The door sweep is a strip of vinyl, often with soft fins or a drip rail, that mounts to the bottom edge of the glass door. This component is solely responsible for preventing water from spraying or running out beneath the door onto the shower curb or floor. Installation begins by carefully measuring the exact width of the glass door, which is then transferred to the sweep material.
Cutting the vinyl sweep to length requires a sharp utility knife or a fine-toothed hacksaw to achieve a clean, straight edge that aligns perfectly with the door’s vertical sides. Once cut, the sweep slides onto the bottom edge of the glass, utilizing friction to hold it in place. The drip rail component, if present, must be oriented toward the interior of the shower to guide water back into the pan.

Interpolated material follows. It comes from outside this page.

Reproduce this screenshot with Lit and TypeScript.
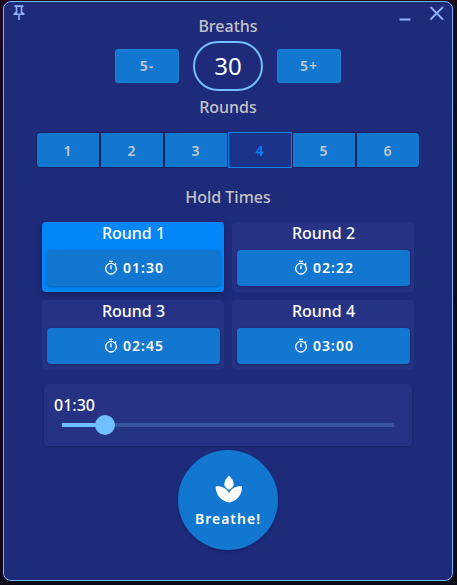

For the vertical edge where the door meets the fixed glass panel or wall, a strike seal is necessary to manage the gap when the door is closed. These can be simple overlapping vinyl fins or, for a more secure closure, magnetic strips embedded in the vinyl. Magnetic seals provide a positive closure, using the attraction between two strips to pull the door firmly into the closed position.
Measuring for vertical seals involves matching the height of the door, ensuring the seal runs from the top to the bottom edge without interfering with hinges or handles. These seals also slide onto the glass edge and may require minor adjustments or trimming to ensure a smooth, unobstructed swing of the door. Because these seals are subject to constant movement and friction, they are considered consumable items designed for easy replacement when they eventually stiffen or crack.
The vinyl seals are not watertight in the same way silicone is, but they effectively manage the dynamic movement of water during showering. Regular inspection of these flexible components is advisable, as degradation over time will reduce their effectiveness in controlling splash and spray. Replacement is straightforward, requiring only the old seal to be slid off and a new, pre-measured seal to be pressed into place.